Social media is enabling people to abandon their searching, critical thinking, and problem solving skills in favor of allowing their peers to assist them.

I won’t argue against that, but I will say there’s a big difference between enabling something and automatically leading to that something. A home gym enables me to tone and grow muscle. My waistline is proof that it’s not a forgone conclusion.

You could make the argument that searching isn’t critical thinking either. After all searching is really about asking a question and having someone else answer it for you. The critical thinking component comes into play when deciding which answer is the one you trust and in the queries you devise to find that information.

As I said in a comment on Roderick’s post:

There will always be some who prefer to find information themselves and there will always be some who ask others for the information. In the end we all still have to make our own decisions on what we think is right and wrong.

The same people who turn to social media as a way to avoid thinking for themselves would find a way to avoid thinking regardless of the existence of social media. Sure a wealth of sources can help facilitate a lack of critical thinking for some people, but it’s not the cause of their lack of critical thinking. Those same people likely view one and only one search result. They likely ask the person sitting next to them prior to searching.

Some people avoid thought at all costs. There always have been and there always will be tools to enable that. The tools are not to blame, though.

A few months back I posted how critiquing someone else’s writing can improve your own. You can choose to follow the advice or not. In the end it’s a tool and it’s up to you to decide what to do with that tool. You can choose to think critically about writing or you can avoid the issue completely. In both cases the responsibility or blame is yours.

Social media is also a tool. It’s up to you to use it in a way that helps you grow or not.

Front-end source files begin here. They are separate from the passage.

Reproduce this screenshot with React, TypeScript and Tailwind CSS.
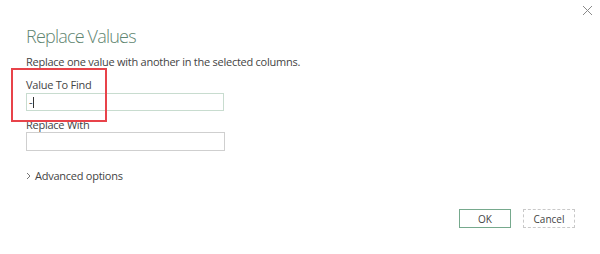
import React from 'react';

export default function App() {
  return (
    <div
      className="relative w-[600px] h-[254px] bg-white overflow-hidden text-[#3b3b3b]"
      style={{ fontFamily: '"Open Sans", "Noto Sans", sans-serif' }}
    >
      {/* close button */}
      <button className="absolute right-[7px] top-[4px] w-[12px] h-[12px] flex items-center justify-center text-[#8a8a8a]">
        <svg width="11" height="11" viewBox="0 0 11 11" fill="none" stroke="currentColor" strokeWidth="1">
          <path d="M1 1 L10 10 M10 1 L1 10" />
        </svg>
      </button>

      <div className="flex flex-col pl-[26px] pt-[24px] pr-[25px]">
        <h1 className="text-[18px] leading-[24px] font-light text-[#5f8571] tracking-[-0.8px]">Replace Values</h1>
        <p className="mt-[6px] text-[11px] leading-[15px] text-[#444] tracking-[-0.25px]">
          Replace one value with another in the selected columns.
        </p>

        <div className="relative mt-[8px] flex flex-col">
          {/* red highlight box */}
          <div className="absolute left-[-15px] top-[-9px] w-[96px] h-[54px] border-2 border-[#e8434a] pointer-events-none" />
          <label className="text-[11px] leading-[15px] text-[#444] tracking-[-0.25px]">Value To Find</label>
          <div className="mt-[1px] w-[198px] h-[18px] border border-[#c8dccf] flex items-center px-[2px] text-[11px] text-[#333]">
            <span>-</span>
            <span className="w-px h-[11px] bg-[#333]" />
          </div>
        </div>

        <label className="mt-[6px] text-[11px] leading-[15px] text-[#444] tracking-[-0.25px]">Replace With</label>
        <div className="w-[199px] h-[19px] border border-[#cfcfcf]" />

        <div className="mt-[17px] flex items-center gap-[4px] text-[11px] leading-[15px] text-[#444] tracking-[-0.25px]">
          <svg width="5" height="8" viewBox="0 0 5 8" fill="none" stroke="#777" strokeWidth="1">
            <path d="M1 1 L4 4 L1 7" />
          </svg>
          <span>Advanced options</span>
        </div>

        <div className="mt-[26px] flex justify-end gap-[12px] pr-0">
          <button className="w-[52px] h-[19px] border border-[#76a98d] text-[10px] text-[#444] leading-none">OK</button>
          <button className="w-[52px] h-[19px] border border-dashed border-[#c9c9c9] text-[10px] text-[#444] leading-none">Cancel</button>
        </div>
      </div>
    </div>
  );
}
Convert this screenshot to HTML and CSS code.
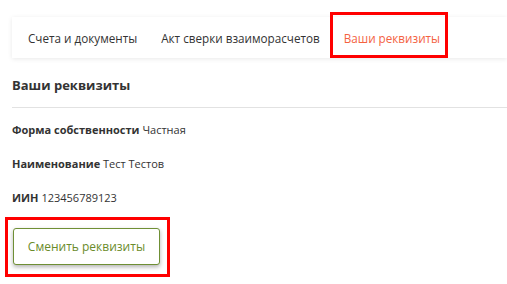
FILE: index.html
```html
<!DOCTYPE html>
<html>
<head>
    <title>Ваши реквизиты</title>
    <link rel="stylesheet" href="styles.css">
</head>
<body>
    <div class="page">
        <div class="tabs">
            <div class="tab">Счета и документы</div>
            <div class="tab">Акт сверки взаиморасчетов</div>
            <div class="tab active">Ваши реквизиты</div>
        </div>

        <h2>Ваши реквизиты</h2>

        <div class="row"><strong>Форма собственности</strong> Частная</div>
        <div class="row"><strong>Наименование</strong> Тест Тестов</div>
        <div class="row"><strong>ИИН</strong> 123456789123</div>

        <div class="mark">
            <button class="btn">Сменить реквизиты</button>
        </div>
    </div>
</body>
</html>
```

FILE: styles.css
```css
body {
    margin: 0;
    background: white;
    color: #333;
    font-family: "Open Sans", Arial, sans-serif;
}
.page {
    padding-left: 12px;
    padding-top: 17px;
}
.tabs {
    display: flex;
    height: 41px;
    background: white;
    box-shadow: 0 1px 5px rgba(0, 0, 0, 0.09);
    padding-left: 4px;
}
.tab {
    display: flex;
    align-items: center;
    padding: 0 12px;
    font-size: 11.7px;
    color: #333;
}
.tab.active {
    box-sizing: border-box;
    height: 46px;
    margin-top: -5px;
    margin-left: -2px;
    padding: 5px 5px 0 11px;
    border: 3px solid #f00;
    color: #f4623f;
}
h2 {
    margin: 0;
    padding: 18px 0 13px;
    font-size: 13px;
    line-height: 18px;
    font-weight: bold;
    color: #333;
    border-bottom: 1px solid #e2e2e2;
}
.row {
    font-size: 11px;
    line-height: 15px;
    margin-top: 14px;
}
.row + .row {
    margin-top: 19px;
}
.row strong {
    font-weight: bold;
}
.mark {
    display: inline-block;
    margin-left: -7px;
    margin-top: 12px;
    border: 3px solid #f00;
    padding: 8px 7px 9px 5px;
}
.btn {
    display: block;
    width: 147px;
    height: 37px;
    background: white;
    border: 1px solid #6f8f35;
    border-radius: 3px;
    box-shadow: 0 2px 4px rgba(0, 0, 0, 0.3);
    color: #6a8b2a;
    font-family: "Open Sans", Arial, sans-serif;
    font-size: 12px;
}
```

Unless you’re reinventing the wheel, it could be argued that anything you do is avoiding thinking for yourself. When my car has a problem I take it to a mechanic to solve that problem. It doesn’t mean I’m losing the ability to solve problems. It simply means I don’t want to apply my problem solving skills to that specific problem.

How Social Media Fosters Critical Thinking

Social media is about community and conversation. If you genuinely participate with social sites you’re engaging in the discussion and debate going on. Debate is about critical thinking. Someone raises a question and it challenges you to think to prove your point. Your point challenges the next person in line to think harder in order to prove their point.

If you go to any forum the majority of questions could have been answered with a little bit of searching either on or off the forum. But that doesn’t mean the forum impedes critical thinking. There are many threads devoted to the back and forth debate. Ultimately the forum and social media are tools that can be used in positive ways and negative ways. Either can make it easy for someone to avoid critical thought as well as making it easy for someone to engage in critical thought.

We live in an age of information. In fact we’re all on information overload. There’s so much information available that any of us could walk through life without ever having to think. At the same time all of us can take that same information and think about it, make our own decisions about it, and add our own thoughts to the conversation.

Many problems cross our lives our lives daily. We can seek aid in solving them from others without losing our ability to solve problems. You might say that getting an easy answer through a social site can help critical thinking by allowing you to focus on those problems you wish to solve without letting other problems distract you from your task.

Roderick’s post derived from a post by Jeremy Zawodney. Jeremy pulled a comment from one of his previous posts that said in part:

I find that the people who work for me will, if I’m available, use asking me something as a substitute for thinking

Again it does happen. But is asking someone a question an automatic substitute for thinking? I don’t think so. Isn’t that the whole point of society. None of us can specialize in everything so we rely on each other to answer questions in their areas of expertise while we focus on getting better in our area of expertise.

Problem solving is a general skill. Solving a problem is a specific skill. You can ask someone for a solution to a problem without losing your problem solving skills. You can also ask someone to solve your problem as a way to avoid developing problem solving skills. The choice is yours.

What do you think? Does social media lead to a loss in critical thinking? Does it inhibit problem solving any more or less than anything else?